The specific design and size of this dish suggest it could be used for serving small portions of food or as a decorative piece to hold items like jewelry or small trinkets. The lid adds a functional element, allowing the dish to be used for storage as well as display.


## Multilingual multimodal understanding

Aya Vision can process and respond to prompts in multiple languages, demonstrating its multilingual capabilities. This feature allows users to interact with the model in their preferred language, making it accessible to a global audience. The model can analyze images and provide relevant responses based on the visual content, regardless of the language used in the query.

Here is an example in Persian:

In [26]:
!wget https://raw.githubusercontent.com/cohere-ai/cohere-developer-experience/main/notebooks/images/aya-vision/image2.jpg
image_path = "image2.jpg"
render_image(image_path)

--2025-06-06 09:10:29--  https://raw.githubusercontent.com/cohere-ai/cohere-developer-experience/main/notebooks/images/aya-vision/image2.jpg
Resolving raw.githubusercontent.com (raw.githubusercontent.com)... 185.199.110.133, 185.199.108.133, 185.199.109.133, ...
Connecting to raw.githubusercontent.com (raw.githubusercontent.com)|185.199.110.133|:443... connected.
HTTP request sent, awaiting response... 200 OK
Length: 325449 (318K) [image/jpeg]
Saving to: ‘image2.jpg’


2025-06-06 09:10:29 (10.4 MB/s) - ‘image2.jpg’ saved [325449/325449]

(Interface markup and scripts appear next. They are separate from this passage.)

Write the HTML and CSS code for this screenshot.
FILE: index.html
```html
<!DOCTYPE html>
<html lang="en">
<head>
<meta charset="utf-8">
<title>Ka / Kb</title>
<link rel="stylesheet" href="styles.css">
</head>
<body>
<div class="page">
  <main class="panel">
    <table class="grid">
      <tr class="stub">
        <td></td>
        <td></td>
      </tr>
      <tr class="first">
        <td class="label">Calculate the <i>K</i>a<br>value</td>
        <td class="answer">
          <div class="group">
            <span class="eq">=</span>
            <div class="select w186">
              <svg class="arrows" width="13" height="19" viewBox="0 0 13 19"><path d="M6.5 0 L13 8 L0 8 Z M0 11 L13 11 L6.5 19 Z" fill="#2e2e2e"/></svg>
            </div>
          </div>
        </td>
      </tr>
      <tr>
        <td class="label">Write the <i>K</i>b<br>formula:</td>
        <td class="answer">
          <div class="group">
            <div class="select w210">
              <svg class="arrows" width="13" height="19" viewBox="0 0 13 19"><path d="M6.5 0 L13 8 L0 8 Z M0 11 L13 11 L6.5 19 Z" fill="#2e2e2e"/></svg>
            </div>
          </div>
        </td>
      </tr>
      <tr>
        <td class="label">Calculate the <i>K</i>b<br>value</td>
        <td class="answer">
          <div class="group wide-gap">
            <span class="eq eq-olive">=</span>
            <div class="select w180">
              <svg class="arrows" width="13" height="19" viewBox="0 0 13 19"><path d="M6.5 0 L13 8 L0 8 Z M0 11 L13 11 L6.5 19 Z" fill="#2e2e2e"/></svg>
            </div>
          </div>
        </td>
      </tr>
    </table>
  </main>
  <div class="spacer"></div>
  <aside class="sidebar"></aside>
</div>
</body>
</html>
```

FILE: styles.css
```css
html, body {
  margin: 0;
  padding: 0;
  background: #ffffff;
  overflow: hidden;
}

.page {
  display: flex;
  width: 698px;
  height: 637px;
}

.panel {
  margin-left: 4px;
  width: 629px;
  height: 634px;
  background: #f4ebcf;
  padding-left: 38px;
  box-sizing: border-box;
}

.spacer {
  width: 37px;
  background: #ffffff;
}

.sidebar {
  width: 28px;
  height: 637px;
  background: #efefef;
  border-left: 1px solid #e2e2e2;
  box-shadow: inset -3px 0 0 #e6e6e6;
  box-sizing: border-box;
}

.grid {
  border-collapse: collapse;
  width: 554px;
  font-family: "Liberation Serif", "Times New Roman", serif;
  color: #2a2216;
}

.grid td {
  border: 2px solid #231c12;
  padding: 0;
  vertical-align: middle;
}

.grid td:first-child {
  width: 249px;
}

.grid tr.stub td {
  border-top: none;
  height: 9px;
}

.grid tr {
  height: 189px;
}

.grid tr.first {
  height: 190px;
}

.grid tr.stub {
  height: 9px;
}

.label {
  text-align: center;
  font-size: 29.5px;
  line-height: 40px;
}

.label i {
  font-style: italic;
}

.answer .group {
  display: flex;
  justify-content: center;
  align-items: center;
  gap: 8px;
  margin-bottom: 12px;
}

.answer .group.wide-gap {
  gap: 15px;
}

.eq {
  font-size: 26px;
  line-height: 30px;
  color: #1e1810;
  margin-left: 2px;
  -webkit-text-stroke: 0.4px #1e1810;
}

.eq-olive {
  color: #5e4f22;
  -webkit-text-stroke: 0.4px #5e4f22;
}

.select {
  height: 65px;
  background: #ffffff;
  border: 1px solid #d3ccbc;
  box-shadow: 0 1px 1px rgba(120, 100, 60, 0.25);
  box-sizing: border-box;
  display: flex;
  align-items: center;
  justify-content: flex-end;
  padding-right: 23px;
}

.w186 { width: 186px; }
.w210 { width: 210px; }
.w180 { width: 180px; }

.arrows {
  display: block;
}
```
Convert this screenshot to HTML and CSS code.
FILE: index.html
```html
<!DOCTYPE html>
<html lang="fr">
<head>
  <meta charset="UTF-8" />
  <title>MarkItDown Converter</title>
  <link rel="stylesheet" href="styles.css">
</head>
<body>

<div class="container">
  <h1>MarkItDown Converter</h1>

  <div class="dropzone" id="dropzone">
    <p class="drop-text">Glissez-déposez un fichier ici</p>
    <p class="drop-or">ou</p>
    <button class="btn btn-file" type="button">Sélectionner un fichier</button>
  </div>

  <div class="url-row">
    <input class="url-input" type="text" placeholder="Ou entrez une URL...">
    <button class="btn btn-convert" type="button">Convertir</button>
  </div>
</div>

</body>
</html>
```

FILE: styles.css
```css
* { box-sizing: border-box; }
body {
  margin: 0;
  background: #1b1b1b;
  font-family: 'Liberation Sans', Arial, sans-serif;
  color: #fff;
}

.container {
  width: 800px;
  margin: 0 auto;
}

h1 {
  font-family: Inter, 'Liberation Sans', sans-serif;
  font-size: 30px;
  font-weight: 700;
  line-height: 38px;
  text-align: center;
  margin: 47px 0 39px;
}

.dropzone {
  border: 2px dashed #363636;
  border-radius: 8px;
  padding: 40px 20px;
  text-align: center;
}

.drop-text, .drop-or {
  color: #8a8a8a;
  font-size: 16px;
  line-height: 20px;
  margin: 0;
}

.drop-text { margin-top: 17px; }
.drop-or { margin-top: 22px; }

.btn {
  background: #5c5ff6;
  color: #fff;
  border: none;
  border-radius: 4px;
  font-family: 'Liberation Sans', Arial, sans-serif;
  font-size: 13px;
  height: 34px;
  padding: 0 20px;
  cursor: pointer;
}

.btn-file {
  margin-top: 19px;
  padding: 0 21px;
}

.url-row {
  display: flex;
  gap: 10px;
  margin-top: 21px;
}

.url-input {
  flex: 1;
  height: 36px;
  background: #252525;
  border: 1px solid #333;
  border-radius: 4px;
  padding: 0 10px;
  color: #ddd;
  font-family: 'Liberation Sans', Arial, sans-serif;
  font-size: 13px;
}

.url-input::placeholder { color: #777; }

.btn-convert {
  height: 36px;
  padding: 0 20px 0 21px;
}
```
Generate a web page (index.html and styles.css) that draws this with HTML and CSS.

<IPython.core.display.Image object>

In [27]:
message = "آیا این یک هدیه مناسب برای یک کودک 3 ساله است؟"
generate_text(image_path, message)

بله، این یک هدیه مناسب برای یک کودک ۳ ساله است. این مجموعه لگو دوپلوی قطار و پل، برای کودکان ۲ ساله و بالاتر طراحی شده و شامل ۴۲ قطعه است که برای دست‌های کوچک آنها مناسب است. قطعات بزرگ و رنگارنگ آن، ساخت و ساز و بازی با آن را آسان می‌کند و به کودکان کمک می‌کند تا مهارت‌های حرکتی ظریف خود را توسعه دهند. همچنین، این اسباب‌بازی خلاقیت و تخیل کودک را تحریک می‌کند و می‌تواند به عنوان یک فعالیت سرگرم‌کننده و آموزشی برای او باشد.


And here's an example in Indonesian:

In [None]:
image_path = "image3.jpg"
render_image(image_path)

In [None]:
message = "Gambar ini berisikan kutipan dari tokoh nasional di Indonesia, siapakah tokoh itu?"
generate_text(image_path, message)

## Captioning

Instead of asking about specific questions, we can also get the model to provide a description of an image as a whole, be it detailed descriptions or simple captions.

This can be particularly useful for creating alt text for accessibility, generating descriptions for image databases, social media content creation, and others.

In [None]:
image_path = "image4.jpg"
render_image(image_path)

In [None]:
message = "Describe this image in detail."

generate_text(image_path, message)

## Recognizing text

The model can recognize and extract text from images, which is useful for reading signs, documents, or other text-based content in photographs. This capability enables applications that can answer questions about text content.

In [None]:
image_path = "image5.jpg"
render_image(image_path)

In [None]:
message = "How many bread rolls do I get?"

generate_text(image_path, message)

## Classification

Classification allows the model to categorize images into predefined classes or labels. This is useful for organizing visual content, filtering images, or extracting structured information from visual data.

In [None]:
image_path1 = "image6.jpg"
image_path2 = "image7.jpg"
render_image(image_path1)
render_image(image_path2)

In [None]:
message = "Please classify this image as one of these dish types: japanese, malaysian, turkish, or other.Respond in the following format: dish_type: <the_dish_type>."

images = [
    image_path1, # turkish
    image_path2, # japanese
]

for item in images:
    generate_text(item, message)
    print("-" * 30)

## Comparing multiple images

This section demonstrates how to analyze and compare multiple images simultaneously. The API allows passing more than one image in a single call, enabling the model to perform comparative analysis between different visual inputs.

In [None]:
image_path1 = "image6.jpg"
image_path2 = "image7.jpg"
render_image(image_path1)
render_image(image_path2)

In [None]:
message = "Compare these two dishes."

with open(image_path1, "rb") as img_file1:
    base64_image_url1 = f"data:image/jpeg;base64,{base64.b64encode(img_file1.read()).decode('utf-8')}"

with open(image_path2, "rb") as img_file2:
    base64_image_url2 = f"data:image/jpeg;base64,{base64.b64encode(img_file2.read()).decode('utf-8')}"

response = co.chat(
    model=model,
    messages=[
        {
            "role": "user",
            "content": [
                {"type": "text", "text": message},
                {"type": "image_url", "image_url": {"url": base64_image_url1}},
                {"type": "image_url", "image_url": {"url":base64_image_url2}}
            ],
        }
    ],
)

print(response.message.content[0].text)

## Conclusion

In this notebook, we've explored the capabilities of the Aya Vision model through various examples.

The Aya Vision model shows impressive capabilities in understanding visual content and providing detailed, contextual responses. This makes it suitable for a wide range of applications including content analysis, accessibility features, educational tools, and more.

The API's flexibility in handling different types of queries and multiple images simultaneously makes it a powerful tool if you are looking to integrate advanced computer vision capabilities into your applications.